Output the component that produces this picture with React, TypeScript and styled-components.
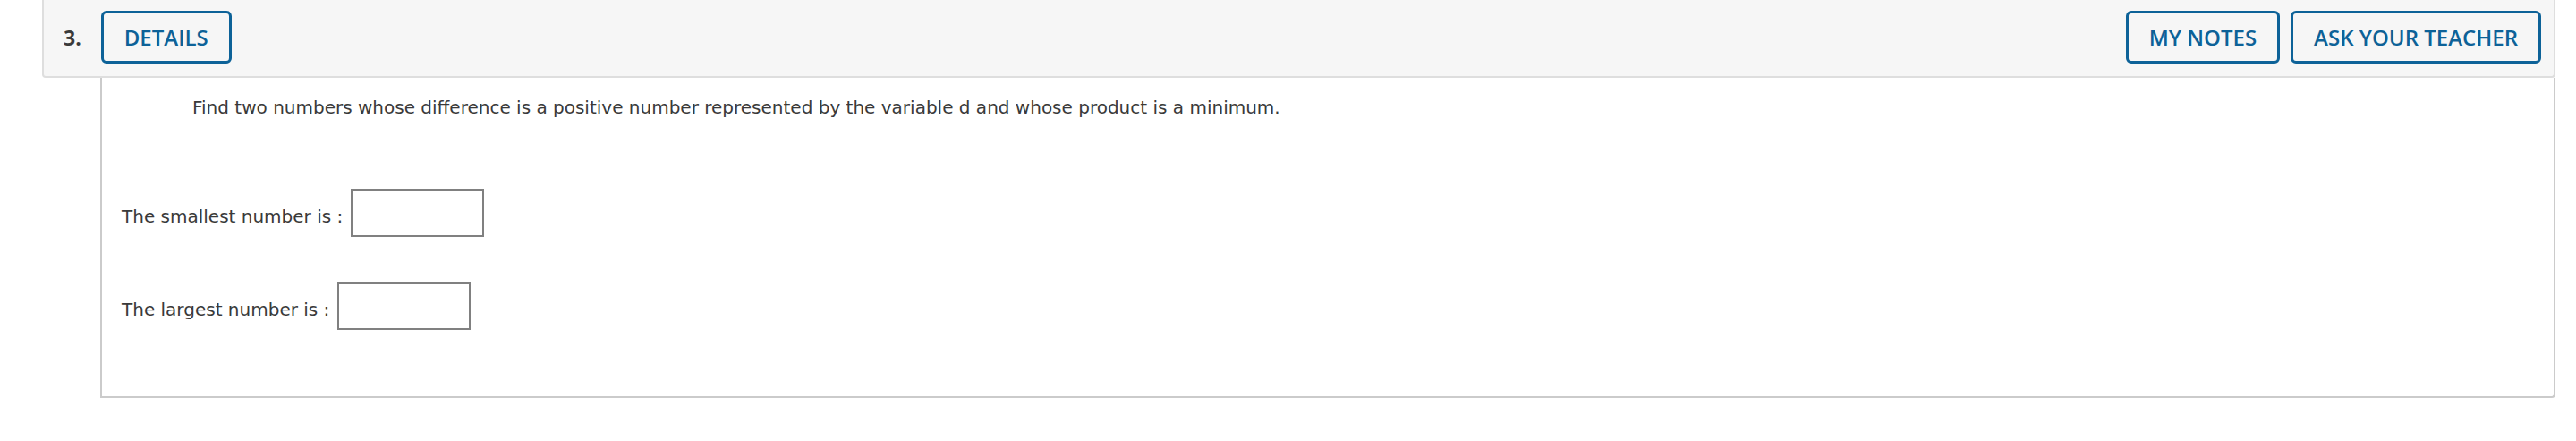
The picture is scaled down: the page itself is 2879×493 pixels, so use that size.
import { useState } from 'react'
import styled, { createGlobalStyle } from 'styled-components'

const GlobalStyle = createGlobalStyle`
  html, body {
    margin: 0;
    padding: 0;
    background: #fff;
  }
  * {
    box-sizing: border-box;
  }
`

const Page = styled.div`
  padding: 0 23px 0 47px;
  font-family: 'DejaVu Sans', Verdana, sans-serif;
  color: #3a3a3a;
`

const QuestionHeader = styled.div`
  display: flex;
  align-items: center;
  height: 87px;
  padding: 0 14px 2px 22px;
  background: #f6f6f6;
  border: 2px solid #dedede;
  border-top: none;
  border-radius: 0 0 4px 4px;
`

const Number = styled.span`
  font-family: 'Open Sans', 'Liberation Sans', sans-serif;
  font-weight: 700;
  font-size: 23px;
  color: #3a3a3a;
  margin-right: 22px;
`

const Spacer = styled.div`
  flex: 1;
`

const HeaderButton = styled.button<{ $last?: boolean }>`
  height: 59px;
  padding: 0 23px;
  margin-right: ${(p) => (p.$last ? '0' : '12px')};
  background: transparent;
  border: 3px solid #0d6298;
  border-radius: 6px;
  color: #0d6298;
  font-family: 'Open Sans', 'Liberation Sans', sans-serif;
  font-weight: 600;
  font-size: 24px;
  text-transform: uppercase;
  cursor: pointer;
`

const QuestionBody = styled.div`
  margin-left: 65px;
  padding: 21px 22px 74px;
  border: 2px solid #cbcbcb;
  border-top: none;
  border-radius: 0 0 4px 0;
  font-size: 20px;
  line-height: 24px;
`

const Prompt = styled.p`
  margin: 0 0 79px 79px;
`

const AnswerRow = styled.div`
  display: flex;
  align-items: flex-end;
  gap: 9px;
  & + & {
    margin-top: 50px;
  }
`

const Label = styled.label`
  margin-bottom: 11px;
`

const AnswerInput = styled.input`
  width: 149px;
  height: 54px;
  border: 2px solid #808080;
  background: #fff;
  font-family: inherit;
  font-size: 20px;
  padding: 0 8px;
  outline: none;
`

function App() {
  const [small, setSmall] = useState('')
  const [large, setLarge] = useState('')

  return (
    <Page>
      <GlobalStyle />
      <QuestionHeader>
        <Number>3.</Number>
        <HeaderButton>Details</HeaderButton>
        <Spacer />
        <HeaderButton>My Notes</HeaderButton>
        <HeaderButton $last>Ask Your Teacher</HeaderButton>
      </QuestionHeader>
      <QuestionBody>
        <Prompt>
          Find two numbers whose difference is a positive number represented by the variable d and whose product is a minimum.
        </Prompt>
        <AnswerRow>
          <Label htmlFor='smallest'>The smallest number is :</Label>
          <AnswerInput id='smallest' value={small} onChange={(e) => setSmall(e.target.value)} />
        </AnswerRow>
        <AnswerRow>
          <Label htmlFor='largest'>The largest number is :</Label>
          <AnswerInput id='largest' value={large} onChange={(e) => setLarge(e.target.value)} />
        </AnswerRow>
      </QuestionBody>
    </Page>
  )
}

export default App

What to work on =
Extract all the data above exactly, excluding every picture.

Result of this exercise =
Output the component that produces this picture with React, TypeScript and styled-components.
The picture is scaled down: the page itself is 2879×493 pixels, so use that size.
import { useState } from 'react'
import styled, { createGlobalStyle } from 'styled-components'

const GlobalStyle = createGlobalStyle`
  html, body {
    margin: 0;
    padding: 0;
    background: #fff;
  }
  * {
    box-sizing: border-box;
  }
`

const Page = styled.div`
  padding: 0 23px 0 47px;
  font-family: 'DejaVu Sans', Verdana, sans-serif;
  color: #3a3a3a;
`

const QuestionHeader = styled.div`
  display: flex;
  align-items: center;
  height: 87px;
  padding: 0 14px 2px 22px;
  background: #f6f6f6;
  border: 2px solid #dedede;
  border-top: none;
  border-radius: 0 0 4px 4px;
`

const Number = styled.span`
  font-family: 'Open Sans', 'Liberation Sans', sans-serif;
  font-weight: 700;
  font-size: 23px;
  color: #3a3a3a;
  margin-right: 22px;
`

const Spacer = styled.div`
  flex: 1;
`

const HeaderButton = styled.button<{ $last?: boolean }>`
  height: 59px;
  padding: 0 23px;
  margin-right: ${(p) => (p.$last ? '0' : '12px')};
  background: transparent;
  border: 3px solid #0d6298;
  border-radius: 6px;
  color: #0d6298;
  font-family: 'Open Sans', 'Liberation Sans', sans-serif;
  font-weight: 600;
  font-size: 24px;
  text-transform: uppercase;
  cursor: pointer;
`

const QuestionBody = styled.div`
  margin-left: 65px;
  padding: 21px 22px 74px;
  border: 2px solid #cbcbcb;
  border-top: none;
  border-radius: 0 0 4px 0;
  font-size: 20px;
  line-height: 24px;
`

const Prompt = styled.p`
  margin: 0 0 79px 79px;
`

const AnswerRow = styled.div`
  display: flex;
  align-items: flex-end;
  gap: 9px;
  & + & {
    margin-top: 50px;
  }
`

const Label = styled.label`
  margin-bottom: 11px;
`

const AnswerInput = styled.input`
  width: 149px;
  height: 54px;
  border: 2px solid #808080;
  background: #fff;
  font-family: inherit;
  font-size: 20px;
  padding: 0 8px;
  outline: none;
`

function App() {
  const [small, setSmall] = useState('')
  const [large, setLarge] = useState('')

  return (
    <Page>
      <GlobalStyle />
      <QuestionHeader>
        <Number>3.</Number>
        <HeaderButton>Details</HeaderButton>
        <Spacer />
        <HeaderButton>My Notes</HeaderButton>
        <HeaderButton $last>Ask Your Teacher</HeaderButton>
      </QuestionHeader>
      <QuestionBody>
        <Prompt>
          Find two numbers whose difference is a positive number represented by the variable d and whose product is a minimum.
        </Prompt>
        <AnswerRow>
          <Label htmlFor='smallest'>The smallest number is :</Label>
          <AnswerInput id='smallest' value={small} onChange={(e) => setSmall(e.target.value)} />
        </AnswerRow>
        <AnswerRow>
          <Label htmlFor='largest'>The largest number is :</Label>
          <AnswerInput id='largest' value={large} onChange={(e) => setLarge(e.target.value)} />
        </AnswerRow>
      </QuestionBody>
    </Page>
  )
}

export default App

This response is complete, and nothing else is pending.